Ana Boata, da seguradora Euler Hermes, não espera normalização até 2023, dados dez anos de baixo investimento do setor de transporte marítimo. O executivo-chefe da APM Terminals, Morten Engelstoft, alertou para o “círculo vicioso” criado pelo aumento da demanda e disse que uma desaceleração no consumo seria necessária para o setor de transporte marítimo dar conta da necessidade de clientes. 

Outros são mais otimistas. Giovanni Arvedi, fundador e presidente da siderúrgica italiana Arvedi Group, disse que o mercado de aço “teve um baque no início do ano […] mas esse não é mais o caso”, já que altos-fornos foram reativados. 

A visão geral otimista é que a falta de insumos e mão de obra se abrandará à medida que a demanda nas economias ocidentais se recuperar, levando a uma recuperação que “simplesmente será mais difusa, e não a uma recuperação como um todo mais fraca”, segundo Bert Colijn, economista do ING. 

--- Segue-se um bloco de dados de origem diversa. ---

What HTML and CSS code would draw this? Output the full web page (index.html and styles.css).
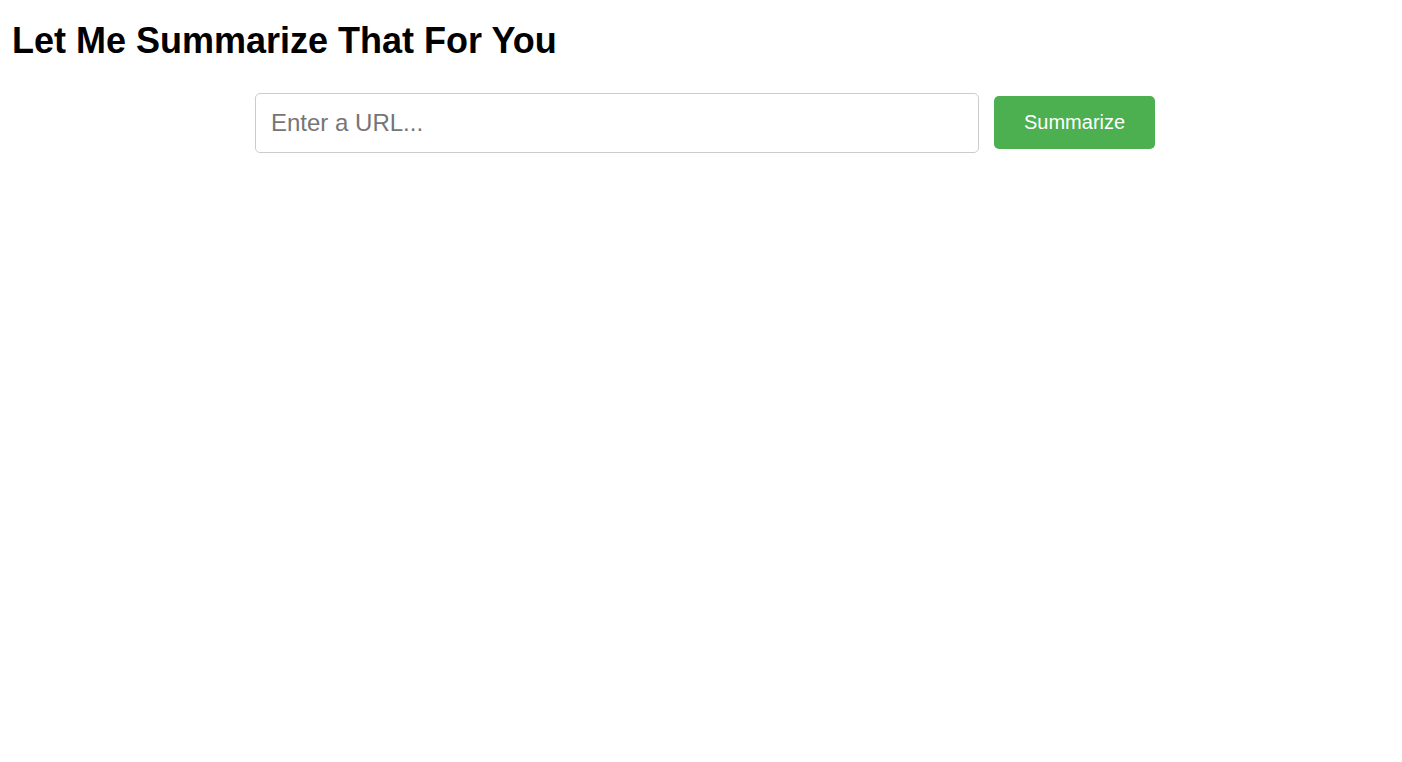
FILE: index.html
```html
<!DOCTYPE html>
<html lang="en">
<head>
<meta charset="utf-8">
<title>Let Me Summarize That For You</title>
<link rel="stylesheet" href="styles.css">
</head>
<body>
<div class="page">
  <h1 class="title">Let Me Summarize That For You</h1>
  <form class="url-form">
    <input class="url-input" type="text" placeholder="Enter a URL...">
    <button class="submit-btn" type="button">Summarize</button>
  </form>
</div>
</body>
</html>
```

FILE: styles.css
```css
html, body {
  background: #ffffff;
}
body {
  margin: 0;
  font-family: "Liberation Sans", Arial, sans-serif;
  color: #000;
}
.page {
  padding: 1px 8px 0 12px;
}
.title {
  font-size: 36px;
  font-weight: bold;
  margin: 19px 0 0 0;
  line-height: 41px;
}
.url-form {
  display: flex;
  justify-content: center;
  align-items: flex-start;
  gap: 15px;
  margin: 32px 0 0 0;
  padding-left: 4px;
}
.url-input {
  box-sizing: border-box;
  width: 724px;
  height: 60px;
  padding: 15px;
  font-family: "Liberation Sans", Arial, sans-serif;
  font-size: 24px;
  border: 1px solid #cccccc;
  border-radius: 5px;
  outline: none;
  color: #000;
}
.url-input::placeholder {
  color: #757575;
}
.submit-btn {
  box-sizing: border-box;
  width: 161px;
  height: 53px;
  margin-top: 3px;
  padding: 15px 30px;
  font-family: "Liberation Sans", Arial, sans-serif;
  font-size: 20px;
  color: #ffffff;
  background: #4caf50;
  border: none;
  border-radius: 5px;
  cursor: pointer;
}
```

Isso foi corroborado na terça-feira, quando dados mostraram que a produção industrial da Alemanha subiu em julho. A visão pessimista sustenta que é cedo para conclusões – como mostrou a pesquisa Zew sobre expectativas. 

“Continuam as incertezas sobre como a estabilidade das cadeias e o enfrentamento à pandemia se darão, em especial na China, Europa e EUA”, disse, Andreas Möller, porta-voz da Trumpf, fabricante alemã de máquinas ferramentas. “Ambos são o calcanhar de Aquiles de nossos negócios pelo mundo”.